* _Exercise prompt_
Collect each line holding the string "produces".

* _Data shown_
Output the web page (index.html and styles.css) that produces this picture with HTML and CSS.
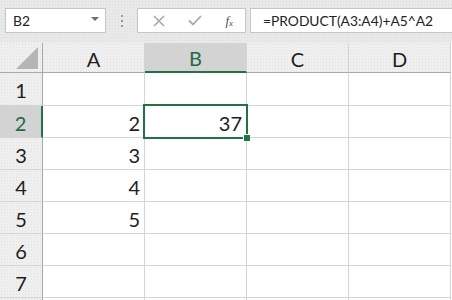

* * *

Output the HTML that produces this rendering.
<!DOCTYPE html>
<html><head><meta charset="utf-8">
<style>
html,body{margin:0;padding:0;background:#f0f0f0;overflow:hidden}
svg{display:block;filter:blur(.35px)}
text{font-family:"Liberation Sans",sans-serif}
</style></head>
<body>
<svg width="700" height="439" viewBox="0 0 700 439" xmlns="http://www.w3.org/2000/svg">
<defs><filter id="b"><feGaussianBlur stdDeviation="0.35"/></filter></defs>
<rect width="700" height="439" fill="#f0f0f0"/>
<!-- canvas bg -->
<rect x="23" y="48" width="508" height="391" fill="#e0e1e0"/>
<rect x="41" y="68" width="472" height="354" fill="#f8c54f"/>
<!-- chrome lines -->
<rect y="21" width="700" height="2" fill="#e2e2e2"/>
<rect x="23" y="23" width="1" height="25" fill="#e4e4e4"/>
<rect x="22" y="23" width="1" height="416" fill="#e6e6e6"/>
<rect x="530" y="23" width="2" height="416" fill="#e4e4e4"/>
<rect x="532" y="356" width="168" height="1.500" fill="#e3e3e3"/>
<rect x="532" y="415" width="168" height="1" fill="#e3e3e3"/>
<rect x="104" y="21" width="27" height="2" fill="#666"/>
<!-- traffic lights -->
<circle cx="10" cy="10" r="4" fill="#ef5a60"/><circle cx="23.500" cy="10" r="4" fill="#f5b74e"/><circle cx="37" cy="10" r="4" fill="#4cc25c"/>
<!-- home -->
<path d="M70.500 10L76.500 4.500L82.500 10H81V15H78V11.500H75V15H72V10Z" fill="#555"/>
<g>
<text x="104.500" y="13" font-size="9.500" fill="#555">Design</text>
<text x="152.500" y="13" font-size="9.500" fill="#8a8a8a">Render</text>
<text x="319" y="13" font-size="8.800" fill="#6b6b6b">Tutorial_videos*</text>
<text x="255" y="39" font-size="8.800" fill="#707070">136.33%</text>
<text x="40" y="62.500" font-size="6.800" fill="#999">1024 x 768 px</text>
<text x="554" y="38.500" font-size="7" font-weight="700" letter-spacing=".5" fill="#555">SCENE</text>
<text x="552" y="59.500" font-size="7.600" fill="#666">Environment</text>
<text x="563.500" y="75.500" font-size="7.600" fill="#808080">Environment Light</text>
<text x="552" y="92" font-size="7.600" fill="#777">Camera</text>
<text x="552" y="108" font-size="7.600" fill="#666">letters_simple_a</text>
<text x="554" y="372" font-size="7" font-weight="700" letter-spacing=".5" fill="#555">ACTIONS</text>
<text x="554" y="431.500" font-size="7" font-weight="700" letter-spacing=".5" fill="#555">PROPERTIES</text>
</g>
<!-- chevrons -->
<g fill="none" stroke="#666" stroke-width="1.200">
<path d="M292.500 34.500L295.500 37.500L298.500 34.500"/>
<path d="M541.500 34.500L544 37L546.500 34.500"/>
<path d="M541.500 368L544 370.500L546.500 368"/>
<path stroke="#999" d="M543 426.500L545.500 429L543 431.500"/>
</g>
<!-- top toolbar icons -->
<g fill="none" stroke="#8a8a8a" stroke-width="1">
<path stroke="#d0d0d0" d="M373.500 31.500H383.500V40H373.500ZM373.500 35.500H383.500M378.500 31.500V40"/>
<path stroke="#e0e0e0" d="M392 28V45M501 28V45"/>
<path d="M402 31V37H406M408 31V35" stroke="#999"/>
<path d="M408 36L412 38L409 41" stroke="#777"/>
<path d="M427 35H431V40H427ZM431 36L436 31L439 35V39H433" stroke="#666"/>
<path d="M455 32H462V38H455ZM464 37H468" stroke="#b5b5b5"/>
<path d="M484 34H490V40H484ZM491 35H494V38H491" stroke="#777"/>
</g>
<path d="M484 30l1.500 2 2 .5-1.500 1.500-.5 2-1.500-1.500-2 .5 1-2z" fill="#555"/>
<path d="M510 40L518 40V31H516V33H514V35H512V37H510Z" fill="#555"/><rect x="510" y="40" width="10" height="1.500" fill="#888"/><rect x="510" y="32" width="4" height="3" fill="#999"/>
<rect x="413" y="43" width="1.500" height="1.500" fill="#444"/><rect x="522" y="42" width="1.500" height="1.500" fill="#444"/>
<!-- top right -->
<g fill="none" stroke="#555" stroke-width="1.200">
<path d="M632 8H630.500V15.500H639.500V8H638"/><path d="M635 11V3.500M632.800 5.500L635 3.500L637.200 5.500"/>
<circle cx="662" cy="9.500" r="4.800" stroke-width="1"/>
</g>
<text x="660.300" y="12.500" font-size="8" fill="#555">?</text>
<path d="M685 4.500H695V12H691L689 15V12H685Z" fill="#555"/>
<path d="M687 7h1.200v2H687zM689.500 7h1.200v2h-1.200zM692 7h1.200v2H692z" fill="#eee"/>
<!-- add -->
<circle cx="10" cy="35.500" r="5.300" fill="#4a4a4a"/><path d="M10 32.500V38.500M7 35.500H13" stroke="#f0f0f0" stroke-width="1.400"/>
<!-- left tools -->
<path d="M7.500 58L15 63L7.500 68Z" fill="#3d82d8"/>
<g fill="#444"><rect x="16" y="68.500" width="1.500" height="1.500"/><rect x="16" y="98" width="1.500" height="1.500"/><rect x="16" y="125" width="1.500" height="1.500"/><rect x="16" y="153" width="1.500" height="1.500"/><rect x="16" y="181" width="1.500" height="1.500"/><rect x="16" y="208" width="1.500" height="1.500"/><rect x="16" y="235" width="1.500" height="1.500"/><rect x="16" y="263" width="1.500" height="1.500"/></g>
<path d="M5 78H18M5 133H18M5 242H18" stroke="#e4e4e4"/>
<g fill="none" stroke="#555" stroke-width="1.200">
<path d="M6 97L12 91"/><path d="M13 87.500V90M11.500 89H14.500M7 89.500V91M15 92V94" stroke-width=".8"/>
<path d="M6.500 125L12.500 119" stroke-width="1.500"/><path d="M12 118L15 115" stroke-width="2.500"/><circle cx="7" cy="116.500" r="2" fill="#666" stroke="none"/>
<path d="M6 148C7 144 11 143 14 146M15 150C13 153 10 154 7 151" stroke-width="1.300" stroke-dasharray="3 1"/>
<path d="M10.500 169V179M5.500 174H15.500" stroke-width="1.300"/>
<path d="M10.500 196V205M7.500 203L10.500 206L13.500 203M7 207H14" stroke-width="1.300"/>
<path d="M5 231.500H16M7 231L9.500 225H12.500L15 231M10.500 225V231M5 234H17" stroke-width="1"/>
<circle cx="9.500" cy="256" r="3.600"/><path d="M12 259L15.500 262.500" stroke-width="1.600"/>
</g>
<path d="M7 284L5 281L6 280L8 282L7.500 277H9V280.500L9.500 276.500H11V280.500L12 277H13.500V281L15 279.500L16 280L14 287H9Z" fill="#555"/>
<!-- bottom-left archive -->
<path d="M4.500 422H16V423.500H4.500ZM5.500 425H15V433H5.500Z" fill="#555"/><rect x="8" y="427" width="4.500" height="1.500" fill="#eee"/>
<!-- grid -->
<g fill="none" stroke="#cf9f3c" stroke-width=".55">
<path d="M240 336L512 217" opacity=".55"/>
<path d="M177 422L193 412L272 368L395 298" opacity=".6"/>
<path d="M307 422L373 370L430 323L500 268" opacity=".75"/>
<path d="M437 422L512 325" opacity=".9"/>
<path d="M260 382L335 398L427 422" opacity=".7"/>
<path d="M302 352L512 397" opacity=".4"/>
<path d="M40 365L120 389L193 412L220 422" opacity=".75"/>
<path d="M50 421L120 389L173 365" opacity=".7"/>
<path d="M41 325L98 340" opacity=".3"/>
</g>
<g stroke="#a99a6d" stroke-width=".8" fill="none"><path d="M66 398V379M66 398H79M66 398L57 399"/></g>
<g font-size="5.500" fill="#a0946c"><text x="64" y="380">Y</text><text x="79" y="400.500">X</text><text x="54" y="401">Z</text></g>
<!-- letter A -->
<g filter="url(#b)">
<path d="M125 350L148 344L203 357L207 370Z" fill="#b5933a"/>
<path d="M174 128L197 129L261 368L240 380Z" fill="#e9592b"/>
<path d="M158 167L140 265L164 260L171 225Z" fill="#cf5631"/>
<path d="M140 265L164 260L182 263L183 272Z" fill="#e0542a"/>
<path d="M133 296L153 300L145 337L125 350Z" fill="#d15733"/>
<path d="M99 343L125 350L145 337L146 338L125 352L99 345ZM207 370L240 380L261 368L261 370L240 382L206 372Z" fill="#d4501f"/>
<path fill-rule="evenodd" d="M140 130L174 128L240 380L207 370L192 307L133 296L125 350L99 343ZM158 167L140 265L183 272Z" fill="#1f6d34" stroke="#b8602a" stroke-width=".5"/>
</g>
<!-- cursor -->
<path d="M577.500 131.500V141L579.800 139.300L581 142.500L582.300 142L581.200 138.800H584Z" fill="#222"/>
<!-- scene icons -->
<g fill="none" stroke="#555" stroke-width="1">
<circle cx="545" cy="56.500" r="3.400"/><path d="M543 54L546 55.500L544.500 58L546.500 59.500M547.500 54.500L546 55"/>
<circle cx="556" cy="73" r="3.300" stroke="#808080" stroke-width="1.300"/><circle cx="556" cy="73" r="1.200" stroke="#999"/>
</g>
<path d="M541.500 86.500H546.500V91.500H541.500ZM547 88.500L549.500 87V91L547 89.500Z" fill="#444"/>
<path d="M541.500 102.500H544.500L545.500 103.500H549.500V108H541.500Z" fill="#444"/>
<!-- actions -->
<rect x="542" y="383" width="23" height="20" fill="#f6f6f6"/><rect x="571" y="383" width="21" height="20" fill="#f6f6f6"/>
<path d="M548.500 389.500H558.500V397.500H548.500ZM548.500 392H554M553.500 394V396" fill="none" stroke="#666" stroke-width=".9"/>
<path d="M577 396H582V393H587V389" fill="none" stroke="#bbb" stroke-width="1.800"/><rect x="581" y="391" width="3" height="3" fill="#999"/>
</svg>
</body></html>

* _Expected answer_
Output the web page (index.html and styles.css) that produces this picture with HTML and CSS.
Output the HTML that produces this rendering.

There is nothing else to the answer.